• _AIM_:
Without the pictures, return each record as it appears.

• _RECORDS FOR THIS EXERCISE_:

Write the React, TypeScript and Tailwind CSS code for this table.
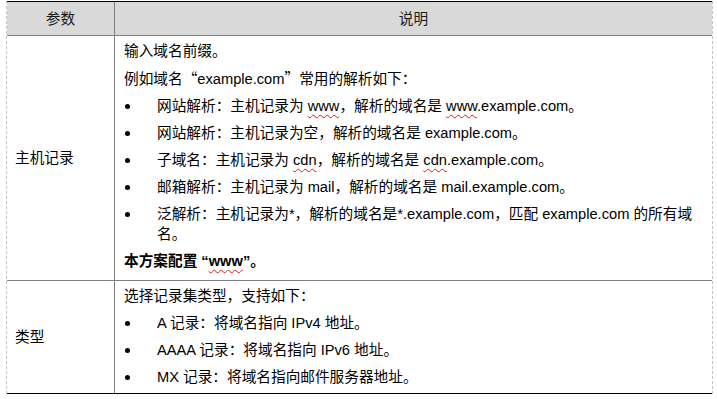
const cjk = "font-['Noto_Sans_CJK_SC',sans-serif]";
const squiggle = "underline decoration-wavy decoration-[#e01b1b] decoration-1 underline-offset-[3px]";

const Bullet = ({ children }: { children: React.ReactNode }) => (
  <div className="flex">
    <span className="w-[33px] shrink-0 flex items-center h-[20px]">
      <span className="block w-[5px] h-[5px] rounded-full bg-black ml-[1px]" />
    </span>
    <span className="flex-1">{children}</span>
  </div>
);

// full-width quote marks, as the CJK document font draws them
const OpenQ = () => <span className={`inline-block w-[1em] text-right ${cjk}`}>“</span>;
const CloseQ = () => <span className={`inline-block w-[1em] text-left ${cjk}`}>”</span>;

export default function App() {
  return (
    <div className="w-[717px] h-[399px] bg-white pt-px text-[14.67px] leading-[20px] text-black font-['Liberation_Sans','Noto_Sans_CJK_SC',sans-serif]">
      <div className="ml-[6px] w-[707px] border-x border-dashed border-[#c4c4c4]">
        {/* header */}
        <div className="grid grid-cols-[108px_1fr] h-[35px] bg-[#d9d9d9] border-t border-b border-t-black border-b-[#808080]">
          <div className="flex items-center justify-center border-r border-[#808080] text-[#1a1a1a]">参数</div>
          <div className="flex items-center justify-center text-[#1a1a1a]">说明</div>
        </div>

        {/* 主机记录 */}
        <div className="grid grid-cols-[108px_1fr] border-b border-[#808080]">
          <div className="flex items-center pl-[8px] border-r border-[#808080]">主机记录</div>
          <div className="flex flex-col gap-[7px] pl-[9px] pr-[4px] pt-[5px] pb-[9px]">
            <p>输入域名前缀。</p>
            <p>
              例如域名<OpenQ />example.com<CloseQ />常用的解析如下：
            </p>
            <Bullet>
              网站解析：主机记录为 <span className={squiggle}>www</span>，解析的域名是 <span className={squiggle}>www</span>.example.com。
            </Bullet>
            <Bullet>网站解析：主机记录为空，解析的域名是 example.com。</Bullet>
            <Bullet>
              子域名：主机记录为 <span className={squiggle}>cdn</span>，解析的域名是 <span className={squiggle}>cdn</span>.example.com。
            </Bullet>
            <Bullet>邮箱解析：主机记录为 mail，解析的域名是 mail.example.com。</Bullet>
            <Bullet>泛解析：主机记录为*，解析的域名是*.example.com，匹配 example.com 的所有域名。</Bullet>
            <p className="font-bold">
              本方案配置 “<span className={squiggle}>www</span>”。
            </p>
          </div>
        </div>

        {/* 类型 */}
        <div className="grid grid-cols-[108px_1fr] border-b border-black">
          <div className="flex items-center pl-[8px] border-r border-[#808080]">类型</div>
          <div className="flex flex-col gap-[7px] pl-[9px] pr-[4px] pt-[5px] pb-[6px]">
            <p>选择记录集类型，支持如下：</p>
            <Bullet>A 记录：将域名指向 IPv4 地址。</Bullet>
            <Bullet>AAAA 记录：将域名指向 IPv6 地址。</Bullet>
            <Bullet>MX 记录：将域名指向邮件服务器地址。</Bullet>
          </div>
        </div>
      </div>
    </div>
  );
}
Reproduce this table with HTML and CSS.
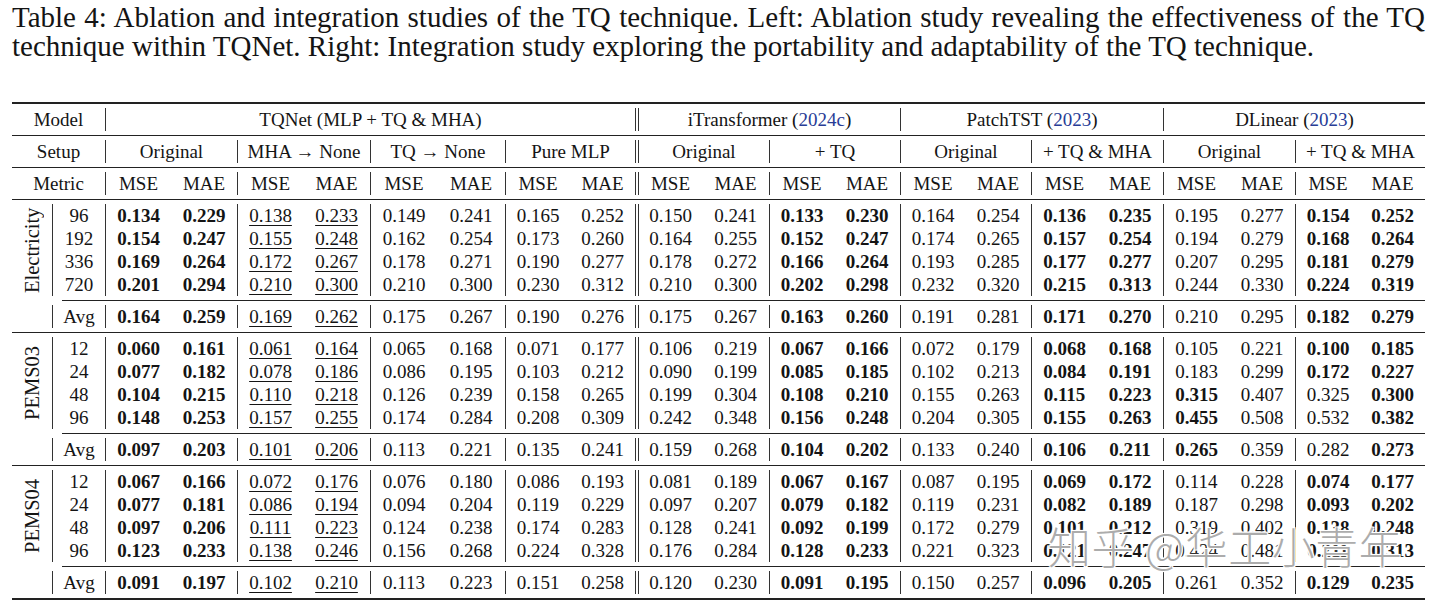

• _EXERCISE OUTPUT_:
Write the React, TypeScript and Tailwind CSS code for this table.
const cjk = "font-['Noto_Sans_CJK_SC',sans-serif]";
const squiggle = "underline decoration-wavy decoration-[#e01b1b] decoration-1 underline-offset-[3px]";

const Bullet = ({ children }: { children: React.ReactNode }) => (
  <div className="flex">
    <span className="w-[33px] shrink-0 flex items-center h-[20px]">
      <span className="block w-[5px] h-[5px] rounded-full bg-black ml-[1px]" />
    </span>
    <span className="flex-1">{children}</span>
  </div>
);

// full-width quote marks, as the CJK document font draws them
const OpenQ = () => <span className={`inline-block w-[1em] text-right ${cjk}`}>“</span>;
const CloseQ = () => <span className={`inline-block w-[1em] text-left ${cjk}`}>”</span>;

export default function App() {
  return (
    <div className="w-[717px] h-[399px] bg-white pt-px text-[14.67px] leading-[20px] text-black font-['Liberation_Sans','Noto_Sans_CJK_SC',sans-serif]">
      <div className="ml-[6px] w-[707px] border-x border-dashed border-[#c4c4c4]">
        {/* header */}
        <div className="grid grid-cols-[108px_1fr] h-[35px] bg-[#d9d9d9] border-t border-b border-t-black border-b-[#808080]">
          <div className="flex items-center justify-center border-r border-[#808080] text-[#1a1a1a]">参数</div>
          <div className="flex items-center justify-center text-[#1a1a1a]">说明</div>
        </div>

        {/* 主机记录 */}
        <div className="grid grid-cols-[108px_1fr] border-b border-[#808080]">
          <div className="flex items-center pl-[8px] border-r border-[#808080]">主机记录</div>
          <div className="flex flex-col gap-[7px] pl-[9px] pr-[4px] pt-[5px] pb-[9px]">
            <p>输入域名前缀。</p>
            <p>
              例如域名<OpenQ />example.com<CloseQ />常用的解析如下：
            </p>
            <Bullet>
              网站解析：主机记录为 <span className={squiggle}>www</span>，解析的域名是 <span className={squiggle}>www</span>.example.com。
            </Bullet>
            <Bullet>网站解析：主机记录为空，解析的域名是 example.com。</Bullet>
            <Bullet>
              子域名：主机记录为 <span className={squiggle}>cdn</span>，解析的域名是 <span className={squiggle}>cdn</span>.example.com。
            </Bullet>
            <Bullet>邮箱解析：主机记录为 mail，解析的域名是 mail.example.com。</Bullet>
            <Bullet>泛解析：主机记录为*，解析的域名是*.example.com，匹配 example.com 的所有域名。</Bullet>
            <p className="font-bold">
              本方案配置 “<span className={squiggle}>www</span>”。
            </p>
          </div>
        </div>

        {/* 类型 */}
        <div className="grid grid-cols-[108px_1fr] border-b border-black">
          <div className="flex items-center pl-[8px] border-r border-[#808080]">类型</div>
          <div className="flex flex-col gap-[7px] pl-[9px] pr-[4px] pt-[5px] pb-[6px]">
            <p>选择记录集类型，支持如下：</p>
            <Bullet>A 记录：将域名指向 IPv4 地址。</Bullet>
            <Bullet>AAAA 记录：将域名指向 IPv6 地址。</Bullet>
            <Bullet>MX 记录：将域名指向邮件服务器地址。</Bullet>
          </div>
        </div>
      </div>
    </div>
  );
}
Reproduce this table with HTML and CSS.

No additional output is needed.